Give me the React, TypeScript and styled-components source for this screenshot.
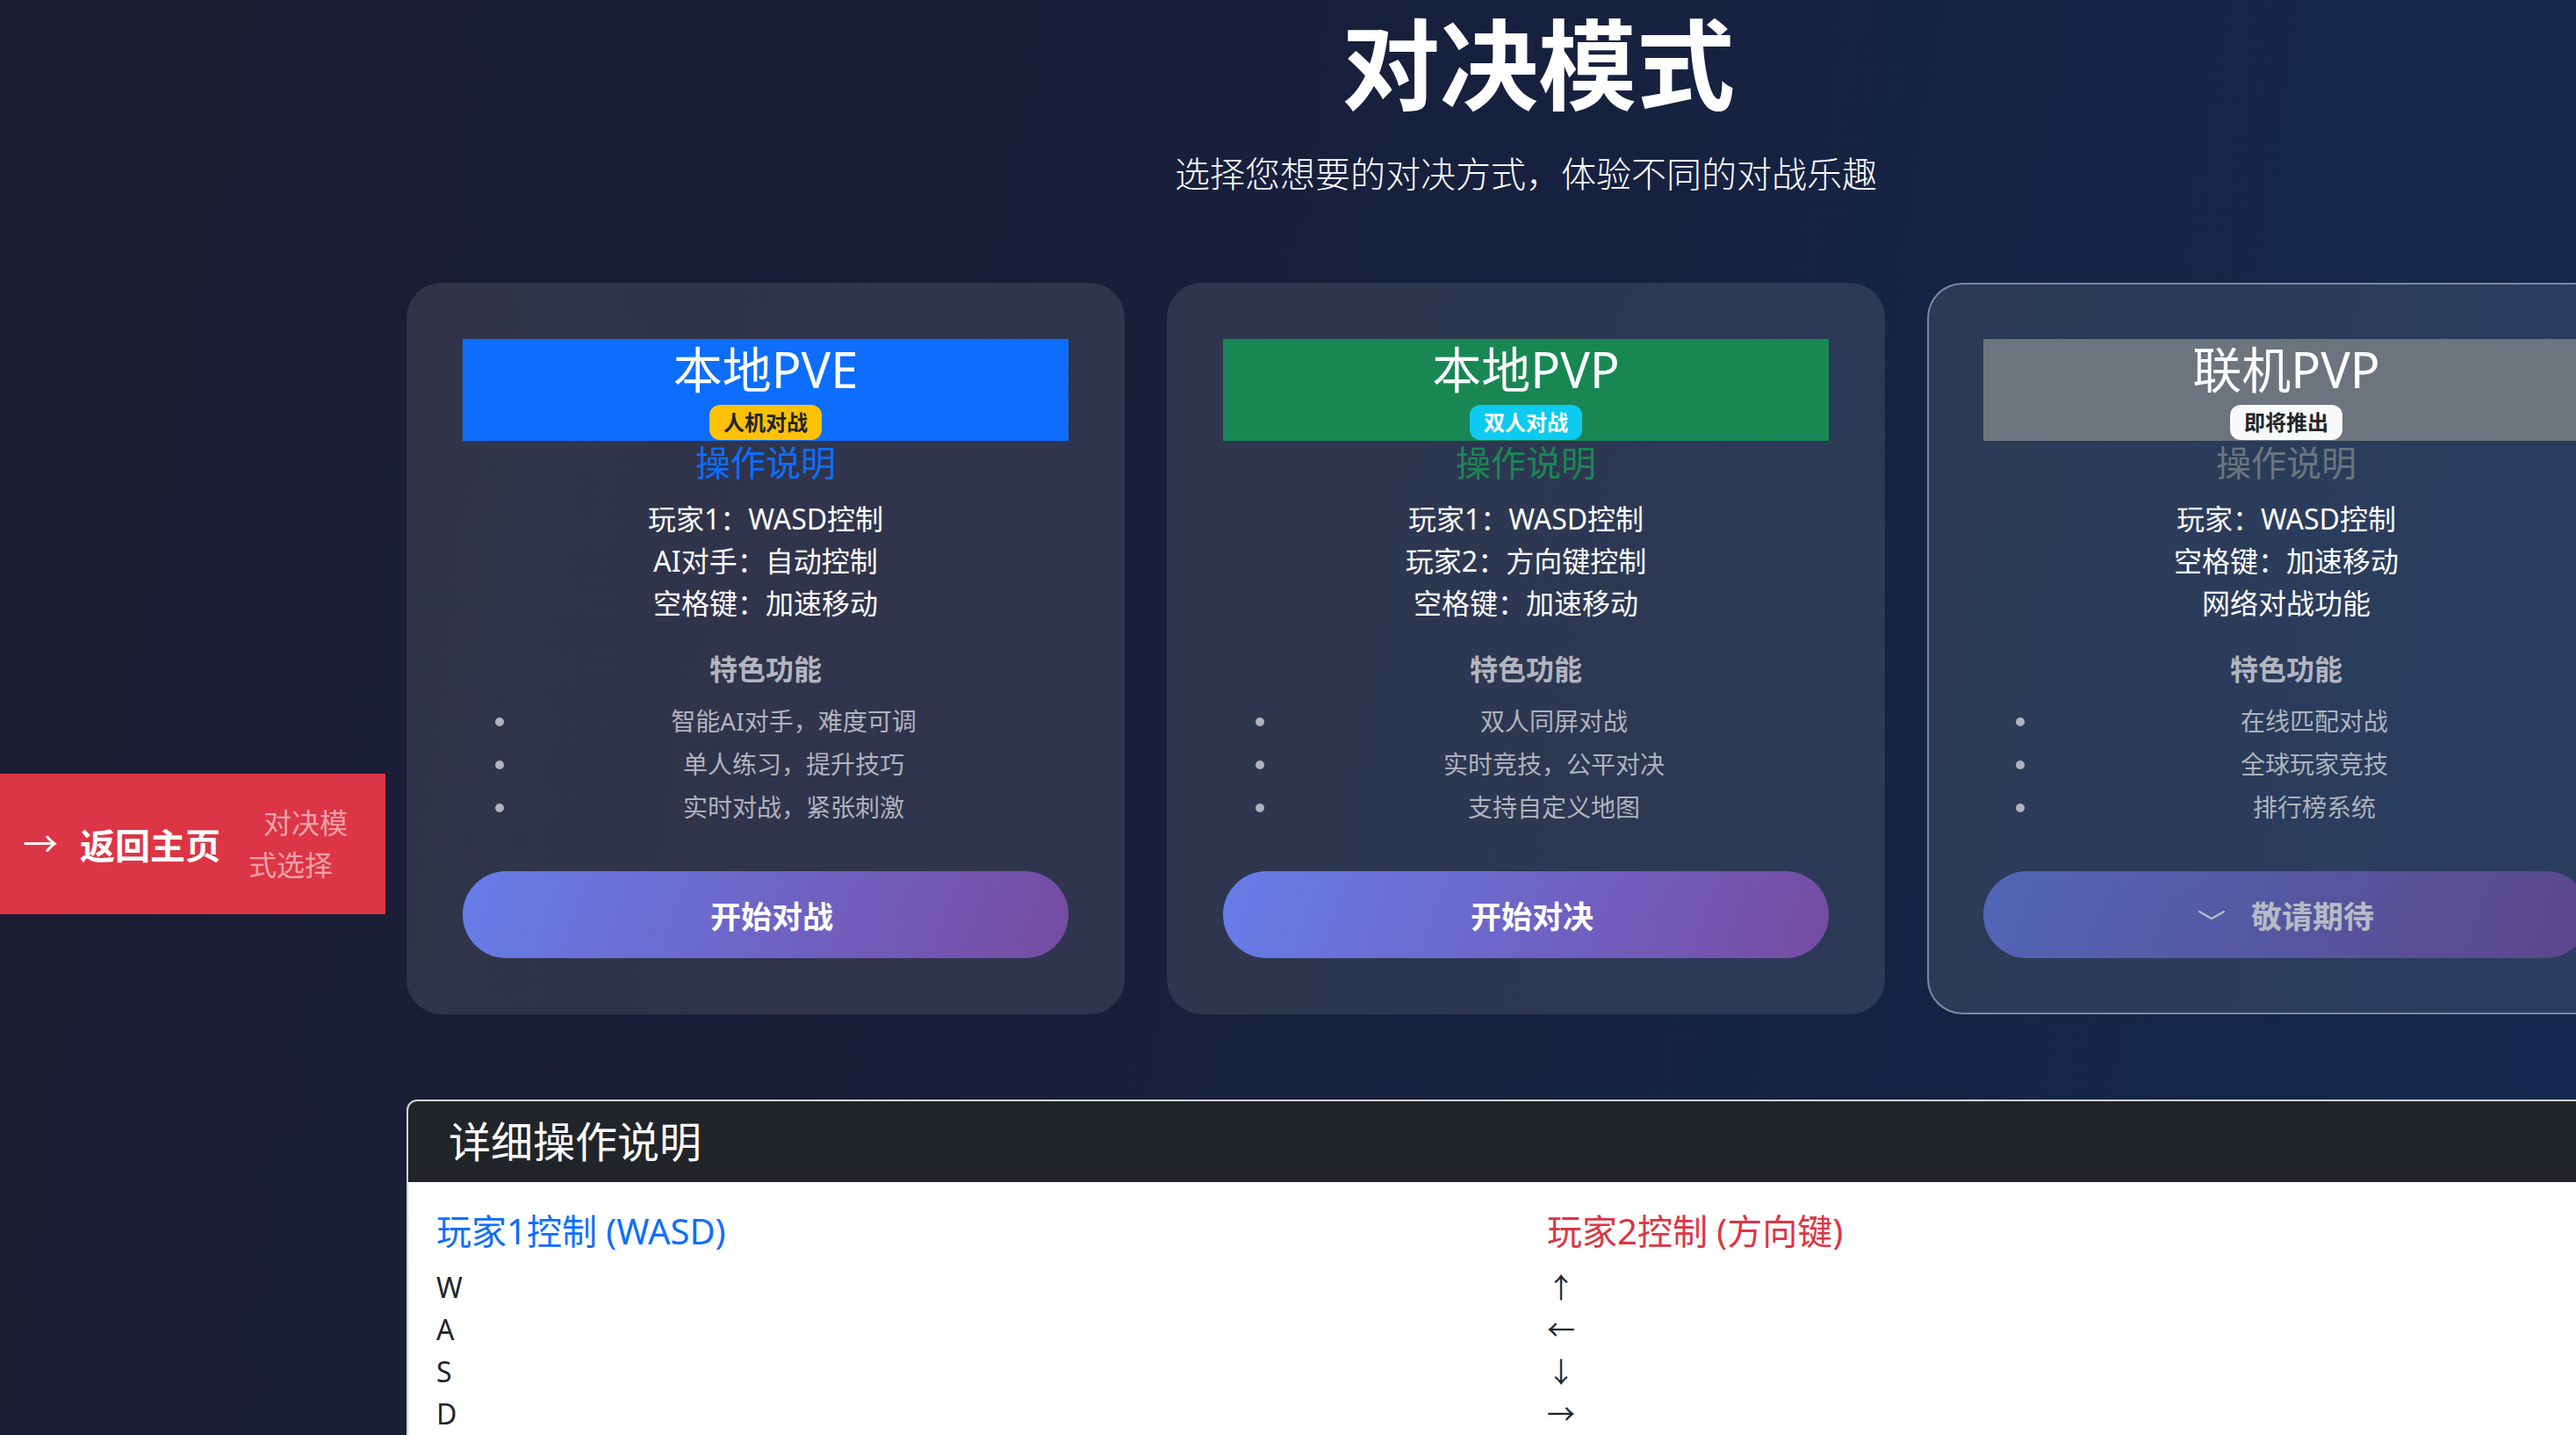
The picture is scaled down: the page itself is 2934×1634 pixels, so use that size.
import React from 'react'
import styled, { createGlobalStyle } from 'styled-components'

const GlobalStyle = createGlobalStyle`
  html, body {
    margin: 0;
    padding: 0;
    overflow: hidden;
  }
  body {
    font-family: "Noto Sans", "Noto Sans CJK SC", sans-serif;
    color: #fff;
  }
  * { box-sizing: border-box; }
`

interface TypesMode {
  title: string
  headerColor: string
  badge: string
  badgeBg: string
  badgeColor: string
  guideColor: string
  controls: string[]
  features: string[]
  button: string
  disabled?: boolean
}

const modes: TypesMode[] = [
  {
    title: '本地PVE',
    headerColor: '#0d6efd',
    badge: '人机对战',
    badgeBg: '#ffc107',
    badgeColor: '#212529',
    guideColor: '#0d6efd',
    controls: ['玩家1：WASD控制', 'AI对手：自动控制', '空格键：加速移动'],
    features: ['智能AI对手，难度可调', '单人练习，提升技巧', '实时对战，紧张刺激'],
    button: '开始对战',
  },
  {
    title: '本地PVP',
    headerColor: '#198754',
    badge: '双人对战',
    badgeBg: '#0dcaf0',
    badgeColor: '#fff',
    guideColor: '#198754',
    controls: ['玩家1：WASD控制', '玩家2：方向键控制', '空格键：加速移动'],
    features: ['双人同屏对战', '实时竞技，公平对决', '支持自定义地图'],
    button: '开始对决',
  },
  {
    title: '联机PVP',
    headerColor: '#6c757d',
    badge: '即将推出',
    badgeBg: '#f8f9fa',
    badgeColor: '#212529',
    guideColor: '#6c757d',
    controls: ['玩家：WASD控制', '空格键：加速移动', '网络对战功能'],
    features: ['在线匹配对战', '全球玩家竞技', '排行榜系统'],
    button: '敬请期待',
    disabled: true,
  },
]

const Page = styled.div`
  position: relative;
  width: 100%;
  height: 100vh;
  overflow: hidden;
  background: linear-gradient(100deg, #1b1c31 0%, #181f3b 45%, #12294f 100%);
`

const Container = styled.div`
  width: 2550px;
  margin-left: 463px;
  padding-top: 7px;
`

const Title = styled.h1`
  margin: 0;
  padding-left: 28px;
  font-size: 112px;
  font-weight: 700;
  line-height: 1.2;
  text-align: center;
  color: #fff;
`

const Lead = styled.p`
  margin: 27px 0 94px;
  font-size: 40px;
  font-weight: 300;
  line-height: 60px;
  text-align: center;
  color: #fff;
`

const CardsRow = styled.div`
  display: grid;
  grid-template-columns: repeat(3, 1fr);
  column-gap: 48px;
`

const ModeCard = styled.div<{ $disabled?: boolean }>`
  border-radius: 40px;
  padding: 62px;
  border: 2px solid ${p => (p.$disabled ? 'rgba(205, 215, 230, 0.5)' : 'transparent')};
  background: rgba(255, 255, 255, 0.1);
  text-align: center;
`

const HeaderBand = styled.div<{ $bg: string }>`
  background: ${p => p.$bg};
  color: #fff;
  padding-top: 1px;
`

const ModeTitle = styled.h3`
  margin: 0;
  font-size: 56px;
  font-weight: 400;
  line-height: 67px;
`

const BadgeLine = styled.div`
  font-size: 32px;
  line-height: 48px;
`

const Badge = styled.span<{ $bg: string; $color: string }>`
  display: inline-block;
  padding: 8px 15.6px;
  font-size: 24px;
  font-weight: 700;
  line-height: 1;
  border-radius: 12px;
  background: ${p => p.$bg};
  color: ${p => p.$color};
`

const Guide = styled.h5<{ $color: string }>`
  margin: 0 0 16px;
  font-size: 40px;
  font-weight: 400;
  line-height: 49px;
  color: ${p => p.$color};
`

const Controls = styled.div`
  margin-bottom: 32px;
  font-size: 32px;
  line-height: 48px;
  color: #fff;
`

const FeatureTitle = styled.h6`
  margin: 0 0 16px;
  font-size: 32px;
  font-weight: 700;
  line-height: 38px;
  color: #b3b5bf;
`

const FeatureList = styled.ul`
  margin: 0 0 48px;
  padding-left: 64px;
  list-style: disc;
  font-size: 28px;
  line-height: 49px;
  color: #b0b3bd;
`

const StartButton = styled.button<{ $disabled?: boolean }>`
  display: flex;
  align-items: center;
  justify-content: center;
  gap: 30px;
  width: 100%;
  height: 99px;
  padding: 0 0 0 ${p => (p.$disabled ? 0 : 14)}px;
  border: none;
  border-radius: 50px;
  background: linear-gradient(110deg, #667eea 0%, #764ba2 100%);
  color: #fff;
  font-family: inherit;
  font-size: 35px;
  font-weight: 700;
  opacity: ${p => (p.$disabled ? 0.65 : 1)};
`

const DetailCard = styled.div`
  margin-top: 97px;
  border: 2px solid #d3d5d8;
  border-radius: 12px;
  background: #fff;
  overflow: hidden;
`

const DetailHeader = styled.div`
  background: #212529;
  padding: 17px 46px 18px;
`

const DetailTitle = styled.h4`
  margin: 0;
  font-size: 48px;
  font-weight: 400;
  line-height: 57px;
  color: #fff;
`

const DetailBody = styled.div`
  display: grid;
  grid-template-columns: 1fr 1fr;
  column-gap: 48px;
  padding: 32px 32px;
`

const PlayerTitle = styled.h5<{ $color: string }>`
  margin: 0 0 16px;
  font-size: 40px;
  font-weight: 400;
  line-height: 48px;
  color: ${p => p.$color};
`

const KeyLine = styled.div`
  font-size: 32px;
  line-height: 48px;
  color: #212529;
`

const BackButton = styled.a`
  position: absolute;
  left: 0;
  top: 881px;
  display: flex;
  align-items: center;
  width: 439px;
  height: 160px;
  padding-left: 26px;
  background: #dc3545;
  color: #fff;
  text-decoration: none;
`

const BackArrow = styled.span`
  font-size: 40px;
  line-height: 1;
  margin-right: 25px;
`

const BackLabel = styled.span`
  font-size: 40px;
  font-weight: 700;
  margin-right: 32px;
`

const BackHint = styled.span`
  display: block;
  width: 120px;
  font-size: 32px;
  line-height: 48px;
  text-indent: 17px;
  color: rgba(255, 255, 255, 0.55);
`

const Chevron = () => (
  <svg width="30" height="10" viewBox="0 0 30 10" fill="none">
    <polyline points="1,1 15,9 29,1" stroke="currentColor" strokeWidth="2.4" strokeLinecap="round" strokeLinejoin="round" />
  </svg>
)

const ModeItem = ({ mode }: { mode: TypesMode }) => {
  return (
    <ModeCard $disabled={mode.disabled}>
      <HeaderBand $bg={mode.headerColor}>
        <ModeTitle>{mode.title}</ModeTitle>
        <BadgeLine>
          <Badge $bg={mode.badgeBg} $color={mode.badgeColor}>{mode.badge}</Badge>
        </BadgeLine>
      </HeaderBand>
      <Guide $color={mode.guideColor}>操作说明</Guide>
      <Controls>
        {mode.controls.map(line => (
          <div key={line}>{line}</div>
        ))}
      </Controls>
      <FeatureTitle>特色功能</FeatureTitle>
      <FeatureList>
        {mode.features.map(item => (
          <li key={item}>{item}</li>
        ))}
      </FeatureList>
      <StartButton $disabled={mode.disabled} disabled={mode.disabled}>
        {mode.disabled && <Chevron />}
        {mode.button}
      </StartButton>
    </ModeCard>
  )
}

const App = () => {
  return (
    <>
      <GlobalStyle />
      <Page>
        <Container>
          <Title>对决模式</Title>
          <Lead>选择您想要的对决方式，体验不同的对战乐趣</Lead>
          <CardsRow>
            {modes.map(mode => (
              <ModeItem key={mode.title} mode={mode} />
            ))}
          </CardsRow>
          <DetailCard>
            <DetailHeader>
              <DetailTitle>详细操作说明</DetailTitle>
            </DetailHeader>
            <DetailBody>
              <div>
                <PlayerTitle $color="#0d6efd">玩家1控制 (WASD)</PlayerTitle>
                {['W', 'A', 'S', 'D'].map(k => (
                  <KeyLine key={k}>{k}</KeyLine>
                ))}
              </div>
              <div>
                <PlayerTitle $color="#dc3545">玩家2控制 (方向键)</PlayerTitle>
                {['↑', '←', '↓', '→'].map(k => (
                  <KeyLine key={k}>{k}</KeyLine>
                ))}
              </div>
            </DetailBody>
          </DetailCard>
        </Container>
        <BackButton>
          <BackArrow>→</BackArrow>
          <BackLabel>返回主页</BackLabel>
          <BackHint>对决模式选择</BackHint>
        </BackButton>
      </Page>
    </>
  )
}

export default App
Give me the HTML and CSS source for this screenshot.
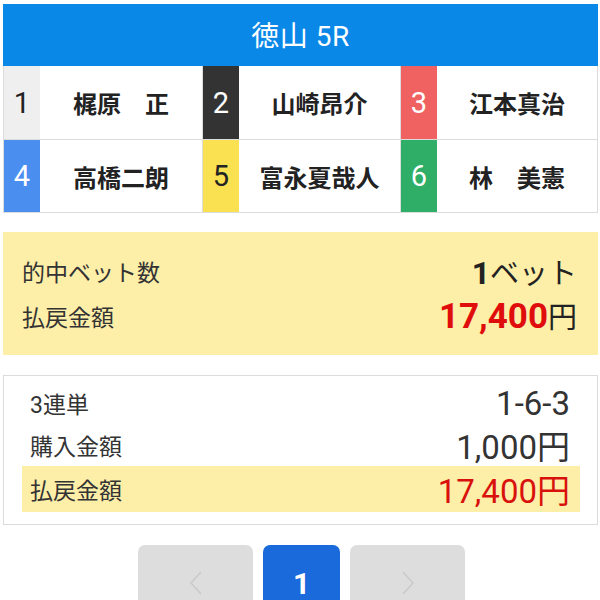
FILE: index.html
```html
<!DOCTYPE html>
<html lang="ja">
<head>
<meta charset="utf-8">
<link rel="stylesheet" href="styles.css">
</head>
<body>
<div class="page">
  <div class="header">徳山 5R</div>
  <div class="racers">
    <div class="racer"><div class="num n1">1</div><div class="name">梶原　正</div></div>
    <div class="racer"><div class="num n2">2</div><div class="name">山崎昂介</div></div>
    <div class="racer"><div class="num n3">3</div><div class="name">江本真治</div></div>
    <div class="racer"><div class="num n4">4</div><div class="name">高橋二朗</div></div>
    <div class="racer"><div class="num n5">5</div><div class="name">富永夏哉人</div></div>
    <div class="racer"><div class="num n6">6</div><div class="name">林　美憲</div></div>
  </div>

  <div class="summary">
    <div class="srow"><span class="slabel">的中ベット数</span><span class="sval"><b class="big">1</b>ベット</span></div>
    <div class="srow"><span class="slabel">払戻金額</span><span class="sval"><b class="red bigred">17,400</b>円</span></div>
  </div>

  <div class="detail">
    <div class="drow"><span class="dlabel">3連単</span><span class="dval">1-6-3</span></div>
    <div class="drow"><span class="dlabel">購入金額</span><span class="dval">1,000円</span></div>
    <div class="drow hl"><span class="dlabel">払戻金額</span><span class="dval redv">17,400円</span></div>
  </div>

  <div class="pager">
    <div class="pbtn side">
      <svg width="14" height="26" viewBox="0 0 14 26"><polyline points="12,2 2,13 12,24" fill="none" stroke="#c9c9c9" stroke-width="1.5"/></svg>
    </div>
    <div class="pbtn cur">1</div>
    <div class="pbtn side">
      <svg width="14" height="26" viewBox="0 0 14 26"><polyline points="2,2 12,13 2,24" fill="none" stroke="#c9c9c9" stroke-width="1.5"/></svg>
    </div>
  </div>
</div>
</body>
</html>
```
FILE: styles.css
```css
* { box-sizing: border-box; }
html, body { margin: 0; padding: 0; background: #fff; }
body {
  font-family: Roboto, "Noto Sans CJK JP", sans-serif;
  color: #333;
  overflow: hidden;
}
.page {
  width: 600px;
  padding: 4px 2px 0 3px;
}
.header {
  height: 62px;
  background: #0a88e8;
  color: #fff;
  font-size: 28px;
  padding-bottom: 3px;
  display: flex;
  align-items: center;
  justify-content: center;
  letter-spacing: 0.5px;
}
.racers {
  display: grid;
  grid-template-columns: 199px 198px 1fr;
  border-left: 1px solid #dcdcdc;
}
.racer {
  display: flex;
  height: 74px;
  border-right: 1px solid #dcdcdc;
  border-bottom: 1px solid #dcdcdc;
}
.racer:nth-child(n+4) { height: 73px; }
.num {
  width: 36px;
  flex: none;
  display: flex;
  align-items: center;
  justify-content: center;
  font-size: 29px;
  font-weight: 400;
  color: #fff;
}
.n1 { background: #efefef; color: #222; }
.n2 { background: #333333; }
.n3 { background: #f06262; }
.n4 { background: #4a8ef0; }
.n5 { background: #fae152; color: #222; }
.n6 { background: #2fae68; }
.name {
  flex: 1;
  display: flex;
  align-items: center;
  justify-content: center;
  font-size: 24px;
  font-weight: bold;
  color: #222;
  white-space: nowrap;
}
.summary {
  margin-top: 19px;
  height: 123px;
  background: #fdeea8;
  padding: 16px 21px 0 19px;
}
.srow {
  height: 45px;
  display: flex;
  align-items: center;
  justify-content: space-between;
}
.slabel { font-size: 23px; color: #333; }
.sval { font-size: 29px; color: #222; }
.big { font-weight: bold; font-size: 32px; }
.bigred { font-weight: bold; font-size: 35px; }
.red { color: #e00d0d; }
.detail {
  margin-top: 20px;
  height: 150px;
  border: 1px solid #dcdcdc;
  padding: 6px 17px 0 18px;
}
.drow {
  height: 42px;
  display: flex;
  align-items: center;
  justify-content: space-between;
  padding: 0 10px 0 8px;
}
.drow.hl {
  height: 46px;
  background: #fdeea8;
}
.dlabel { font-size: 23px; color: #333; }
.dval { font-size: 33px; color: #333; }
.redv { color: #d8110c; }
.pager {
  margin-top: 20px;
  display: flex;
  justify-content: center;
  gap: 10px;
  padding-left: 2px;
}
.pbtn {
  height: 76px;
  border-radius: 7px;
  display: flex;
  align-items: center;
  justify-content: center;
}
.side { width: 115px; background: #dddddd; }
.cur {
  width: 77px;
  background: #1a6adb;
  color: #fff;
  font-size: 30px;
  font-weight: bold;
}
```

WHAT NEEDS TO BE DONE
In the records above, find each line holding "React" and copy it.

ANSWER FOR THIS EXERCISE
Give me the React, TypeScript and styled-components source for this screenshot.
import React from 'react'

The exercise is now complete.